• Set task: Give the number of lines below that contain the word "this", and nothing else.

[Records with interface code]
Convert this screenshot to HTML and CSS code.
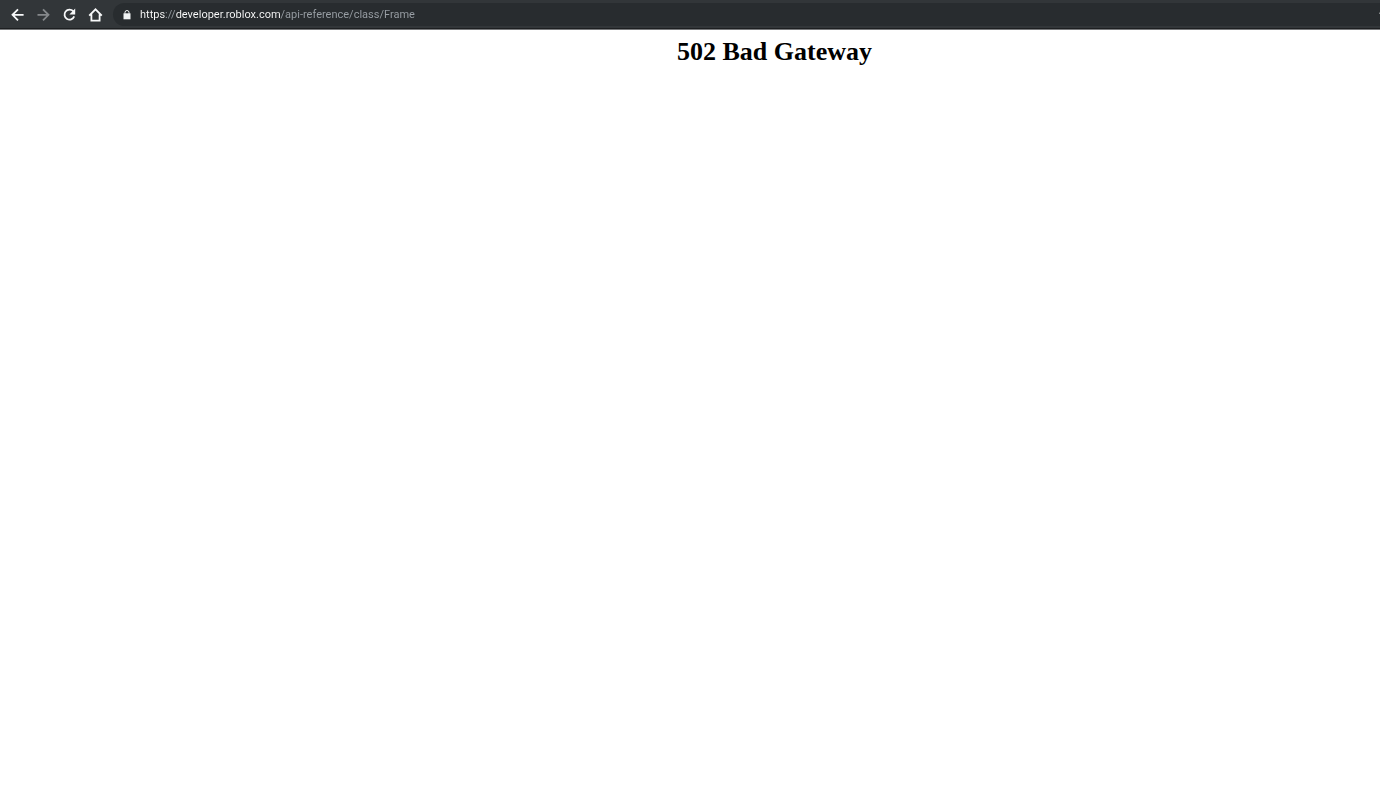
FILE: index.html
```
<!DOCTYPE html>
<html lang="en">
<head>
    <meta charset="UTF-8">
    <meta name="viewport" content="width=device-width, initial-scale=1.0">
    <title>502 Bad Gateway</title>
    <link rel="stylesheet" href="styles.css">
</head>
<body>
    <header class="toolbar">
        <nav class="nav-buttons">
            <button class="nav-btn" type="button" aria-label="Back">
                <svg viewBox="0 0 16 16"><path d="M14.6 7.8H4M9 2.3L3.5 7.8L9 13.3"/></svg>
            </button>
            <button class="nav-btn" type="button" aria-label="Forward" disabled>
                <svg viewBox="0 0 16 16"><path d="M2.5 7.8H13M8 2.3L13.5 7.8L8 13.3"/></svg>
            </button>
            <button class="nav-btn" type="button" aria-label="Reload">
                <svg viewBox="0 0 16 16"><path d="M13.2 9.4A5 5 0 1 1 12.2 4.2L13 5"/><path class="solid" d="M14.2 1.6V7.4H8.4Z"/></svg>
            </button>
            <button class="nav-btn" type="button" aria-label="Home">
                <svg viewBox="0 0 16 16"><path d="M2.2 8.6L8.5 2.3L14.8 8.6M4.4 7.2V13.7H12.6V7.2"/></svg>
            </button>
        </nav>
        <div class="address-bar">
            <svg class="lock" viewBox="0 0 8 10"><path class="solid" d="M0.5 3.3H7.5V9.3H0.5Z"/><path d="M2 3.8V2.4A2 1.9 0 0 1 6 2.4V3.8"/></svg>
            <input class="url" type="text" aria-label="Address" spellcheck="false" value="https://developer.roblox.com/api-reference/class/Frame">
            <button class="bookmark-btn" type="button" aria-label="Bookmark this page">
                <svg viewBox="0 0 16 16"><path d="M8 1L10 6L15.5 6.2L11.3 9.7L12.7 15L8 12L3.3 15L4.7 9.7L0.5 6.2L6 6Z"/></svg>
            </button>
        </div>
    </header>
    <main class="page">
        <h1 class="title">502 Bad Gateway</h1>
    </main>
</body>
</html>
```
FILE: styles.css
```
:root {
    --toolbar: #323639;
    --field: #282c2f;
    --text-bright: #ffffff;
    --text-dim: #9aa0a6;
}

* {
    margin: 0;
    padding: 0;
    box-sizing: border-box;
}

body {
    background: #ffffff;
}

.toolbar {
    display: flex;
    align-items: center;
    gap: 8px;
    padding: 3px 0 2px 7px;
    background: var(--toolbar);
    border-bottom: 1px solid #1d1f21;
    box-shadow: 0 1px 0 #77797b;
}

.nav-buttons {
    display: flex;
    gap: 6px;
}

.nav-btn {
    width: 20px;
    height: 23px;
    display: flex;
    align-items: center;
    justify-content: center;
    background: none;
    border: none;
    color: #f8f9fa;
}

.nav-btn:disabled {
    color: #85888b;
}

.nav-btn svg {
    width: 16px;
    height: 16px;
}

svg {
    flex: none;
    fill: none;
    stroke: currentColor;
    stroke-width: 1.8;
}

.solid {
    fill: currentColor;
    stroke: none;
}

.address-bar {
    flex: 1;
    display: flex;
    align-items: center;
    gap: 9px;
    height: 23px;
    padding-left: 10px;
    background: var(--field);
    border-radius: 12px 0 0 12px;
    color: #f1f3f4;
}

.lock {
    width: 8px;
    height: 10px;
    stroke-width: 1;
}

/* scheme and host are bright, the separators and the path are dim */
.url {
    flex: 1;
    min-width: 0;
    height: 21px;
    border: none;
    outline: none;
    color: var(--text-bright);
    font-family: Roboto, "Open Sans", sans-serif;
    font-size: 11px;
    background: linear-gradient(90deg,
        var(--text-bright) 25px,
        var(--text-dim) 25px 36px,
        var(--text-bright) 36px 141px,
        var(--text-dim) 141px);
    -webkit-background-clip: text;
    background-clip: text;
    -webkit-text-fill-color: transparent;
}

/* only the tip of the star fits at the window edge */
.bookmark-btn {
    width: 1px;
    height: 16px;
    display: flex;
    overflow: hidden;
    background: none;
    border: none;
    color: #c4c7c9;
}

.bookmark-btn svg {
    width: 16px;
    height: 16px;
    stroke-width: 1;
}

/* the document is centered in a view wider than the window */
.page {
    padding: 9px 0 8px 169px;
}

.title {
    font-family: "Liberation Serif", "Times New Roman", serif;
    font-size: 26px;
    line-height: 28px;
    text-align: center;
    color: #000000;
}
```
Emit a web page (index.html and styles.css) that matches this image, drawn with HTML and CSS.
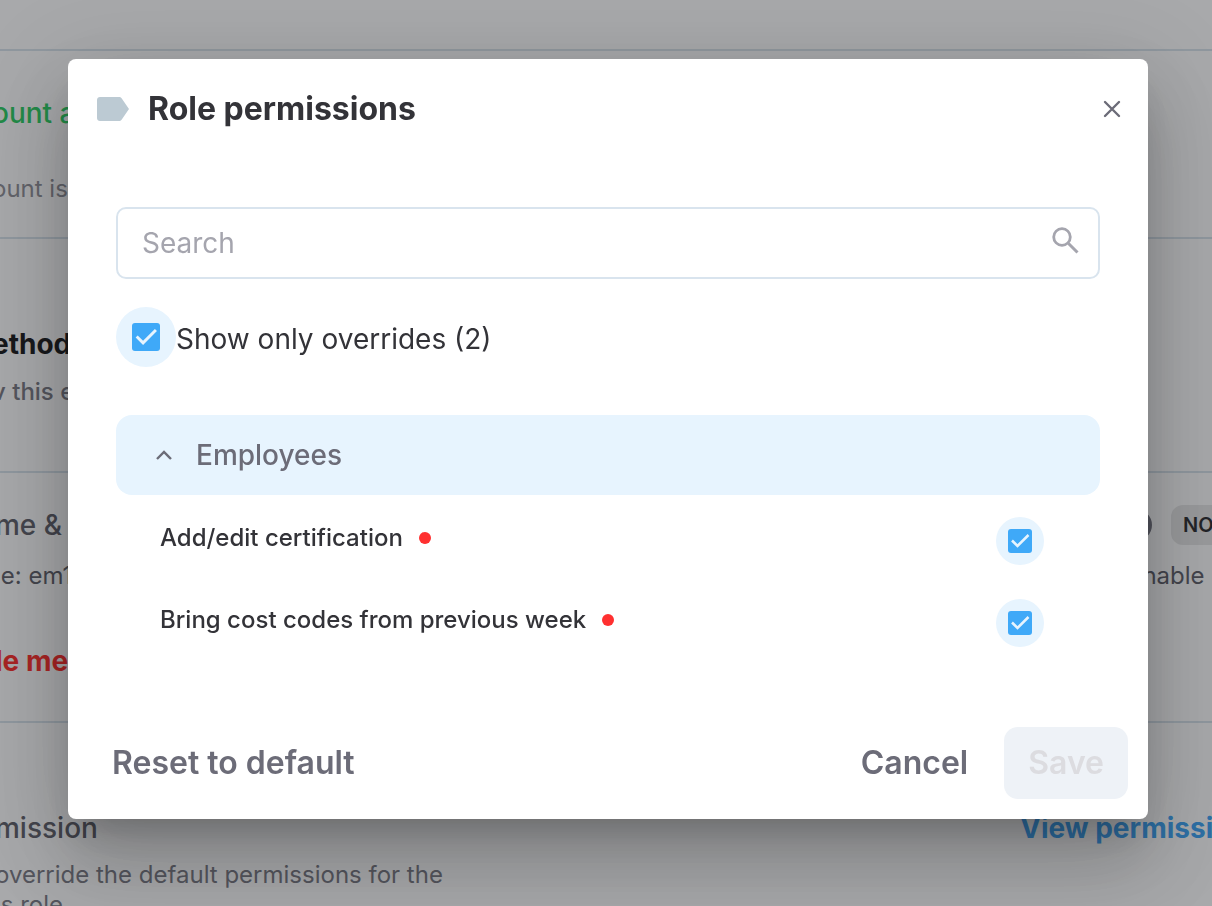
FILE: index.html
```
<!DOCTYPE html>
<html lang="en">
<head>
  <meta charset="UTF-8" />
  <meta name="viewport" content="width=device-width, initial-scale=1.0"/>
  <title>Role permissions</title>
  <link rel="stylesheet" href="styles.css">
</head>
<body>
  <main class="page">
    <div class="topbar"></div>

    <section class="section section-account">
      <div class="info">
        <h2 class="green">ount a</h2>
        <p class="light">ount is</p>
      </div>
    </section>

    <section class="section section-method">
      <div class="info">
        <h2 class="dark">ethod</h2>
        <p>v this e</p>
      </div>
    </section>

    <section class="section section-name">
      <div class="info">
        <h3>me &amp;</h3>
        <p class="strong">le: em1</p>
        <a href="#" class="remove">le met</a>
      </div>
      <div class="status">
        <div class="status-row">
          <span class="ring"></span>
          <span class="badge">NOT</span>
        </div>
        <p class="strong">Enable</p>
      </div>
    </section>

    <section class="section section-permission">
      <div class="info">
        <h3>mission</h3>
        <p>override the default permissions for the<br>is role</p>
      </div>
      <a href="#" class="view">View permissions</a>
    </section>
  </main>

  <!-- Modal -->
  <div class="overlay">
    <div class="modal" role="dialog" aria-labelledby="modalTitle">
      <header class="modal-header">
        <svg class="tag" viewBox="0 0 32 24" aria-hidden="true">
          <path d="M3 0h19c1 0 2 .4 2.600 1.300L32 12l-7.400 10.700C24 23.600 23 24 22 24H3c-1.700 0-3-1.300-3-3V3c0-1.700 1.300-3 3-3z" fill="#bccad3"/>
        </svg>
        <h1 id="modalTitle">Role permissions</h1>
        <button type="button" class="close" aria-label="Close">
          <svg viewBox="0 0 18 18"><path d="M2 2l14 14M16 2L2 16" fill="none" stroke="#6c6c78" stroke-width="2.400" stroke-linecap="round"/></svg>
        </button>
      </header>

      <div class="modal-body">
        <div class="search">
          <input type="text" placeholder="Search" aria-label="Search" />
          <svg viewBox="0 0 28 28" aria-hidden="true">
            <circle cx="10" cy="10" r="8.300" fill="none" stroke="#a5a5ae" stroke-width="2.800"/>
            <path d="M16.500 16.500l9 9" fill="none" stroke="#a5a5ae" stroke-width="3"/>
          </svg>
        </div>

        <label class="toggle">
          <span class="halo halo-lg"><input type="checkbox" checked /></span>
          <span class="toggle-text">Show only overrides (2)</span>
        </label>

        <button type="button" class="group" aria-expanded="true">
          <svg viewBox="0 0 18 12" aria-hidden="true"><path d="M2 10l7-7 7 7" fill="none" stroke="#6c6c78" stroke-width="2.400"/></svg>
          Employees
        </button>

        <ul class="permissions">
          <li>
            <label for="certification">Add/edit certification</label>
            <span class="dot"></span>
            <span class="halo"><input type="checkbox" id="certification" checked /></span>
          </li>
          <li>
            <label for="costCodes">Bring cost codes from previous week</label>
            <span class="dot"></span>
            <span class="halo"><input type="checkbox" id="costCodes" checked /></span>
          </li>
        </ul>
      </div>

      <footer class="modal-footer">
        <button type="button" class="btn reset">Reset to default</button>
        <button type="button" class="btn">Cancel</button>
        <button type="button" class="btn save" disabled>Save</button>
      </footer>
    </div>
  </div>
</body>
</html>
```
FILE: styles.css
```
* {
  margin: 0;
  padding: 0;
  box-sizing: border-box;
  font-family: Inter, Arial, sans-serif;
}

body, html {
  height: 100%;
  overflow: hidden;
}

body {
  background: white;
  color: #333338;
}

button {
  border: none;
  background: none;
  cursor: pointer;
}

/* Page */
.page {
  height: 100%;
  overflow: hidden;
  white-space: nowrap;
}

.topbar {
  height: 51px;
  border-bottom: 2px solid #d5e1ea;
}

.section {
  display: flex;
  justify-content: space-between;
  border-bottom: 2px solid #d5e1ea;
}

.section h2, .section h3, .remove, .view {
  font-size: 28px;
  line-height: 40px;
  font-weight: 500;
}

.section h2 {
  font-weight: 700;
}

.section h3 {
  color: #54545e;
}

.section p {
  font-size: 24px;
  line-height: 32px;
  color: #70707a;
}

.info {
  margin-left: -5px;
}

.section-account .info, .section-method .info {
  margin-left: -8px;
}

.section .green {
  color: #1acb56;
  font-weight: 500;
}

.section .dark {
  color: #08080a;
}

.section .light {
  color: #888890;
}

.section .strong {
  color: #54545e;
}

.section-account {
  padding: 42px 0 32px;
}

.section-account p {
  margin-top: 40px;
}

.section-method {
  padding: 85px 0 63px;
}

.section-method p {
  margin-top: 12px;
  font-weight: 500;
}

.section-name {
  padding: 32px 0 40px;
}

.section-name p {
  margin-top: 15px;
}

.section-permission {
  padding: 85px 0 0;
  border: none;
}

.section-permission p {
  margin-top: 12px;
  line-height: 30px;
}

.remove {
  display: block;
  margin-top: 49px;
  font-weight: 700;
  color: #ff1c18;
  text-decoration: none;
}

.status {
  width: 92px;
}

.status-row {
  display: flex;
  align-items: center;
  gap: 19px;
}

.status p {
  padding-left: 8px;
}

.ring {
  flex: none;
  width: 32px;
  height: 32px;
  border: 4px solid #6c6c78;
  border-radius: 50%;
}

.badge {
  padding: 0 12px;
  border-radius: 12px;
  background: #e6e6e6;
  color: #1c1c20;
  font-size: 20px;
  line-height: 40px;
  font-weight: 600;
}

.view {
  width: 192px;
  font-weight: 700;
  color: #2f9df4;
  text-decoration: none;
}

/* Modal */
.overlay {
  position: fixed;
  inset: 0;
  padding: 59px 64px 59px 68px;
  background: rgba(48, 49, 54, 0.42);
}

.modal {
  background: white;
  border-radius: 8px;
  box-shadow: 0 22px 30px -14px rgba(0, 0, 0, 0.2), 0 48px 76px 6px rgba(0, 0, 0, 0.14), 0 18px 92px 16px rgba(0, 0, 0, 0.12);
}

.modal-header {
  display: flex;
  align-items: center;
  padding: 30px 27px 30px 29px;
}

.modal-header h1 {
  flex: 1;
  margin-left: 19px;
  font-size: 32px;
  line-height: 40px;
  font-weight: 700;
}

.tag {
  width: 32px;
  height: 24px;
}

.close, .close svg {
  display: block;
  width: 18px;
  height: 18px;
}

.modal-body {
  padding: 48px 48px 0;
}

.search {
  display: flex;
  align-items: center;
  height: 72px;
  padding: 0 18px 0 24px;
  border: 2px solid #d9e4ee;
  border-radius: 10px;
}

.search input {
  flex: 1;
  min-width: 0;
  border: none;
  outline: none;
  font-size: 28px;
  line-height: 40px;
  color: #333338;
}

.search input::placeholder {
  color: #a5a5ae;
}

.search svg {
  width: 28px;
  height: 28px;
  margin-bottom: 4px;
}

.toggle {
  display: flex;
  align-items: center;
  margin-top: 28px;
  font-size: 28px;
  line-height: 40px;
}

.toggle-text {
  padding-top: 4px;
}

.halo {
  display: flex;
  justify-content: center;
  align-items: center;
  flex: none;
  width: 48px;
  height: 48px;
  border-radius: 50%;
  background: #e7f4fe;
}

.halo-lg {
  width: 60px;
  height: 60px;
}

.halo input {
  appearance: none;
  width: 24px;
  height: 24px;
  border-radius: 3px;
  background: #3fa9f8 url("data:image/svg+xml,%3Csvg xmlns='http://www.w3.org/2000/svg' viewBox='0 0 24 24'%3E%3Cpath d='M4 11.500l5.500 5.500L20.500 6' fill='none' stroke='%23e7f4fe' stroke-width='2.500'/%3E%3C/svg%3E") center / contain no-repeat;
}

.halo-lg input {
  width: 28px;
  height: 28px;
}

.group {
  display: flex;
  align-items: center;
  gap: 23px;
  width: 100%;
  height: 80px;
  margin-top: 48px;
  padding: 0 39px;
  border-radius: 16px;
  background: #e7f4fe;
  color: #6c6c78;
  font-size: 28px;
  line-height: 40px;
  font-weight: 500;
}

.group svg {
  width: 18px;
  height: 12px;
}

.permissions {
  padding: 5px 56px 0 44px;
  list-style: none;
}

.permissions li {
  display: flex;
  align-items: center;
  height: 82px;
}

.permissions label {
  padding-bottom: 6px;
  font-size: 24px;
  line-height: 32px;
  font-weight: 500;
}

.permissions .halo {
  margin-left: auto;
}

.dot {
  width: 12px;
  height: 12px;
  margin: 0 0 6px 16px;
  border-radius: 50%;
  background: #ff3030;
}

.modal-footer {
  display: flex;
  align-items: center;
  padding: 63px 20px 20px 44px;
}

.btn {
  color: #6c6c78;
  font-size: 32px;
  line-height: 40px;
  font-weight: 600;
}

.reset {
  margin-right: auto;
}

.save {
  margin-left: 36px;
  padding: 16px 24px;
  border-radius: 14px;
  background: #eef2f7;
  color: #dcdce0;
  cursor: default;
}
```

• Exercise output: 4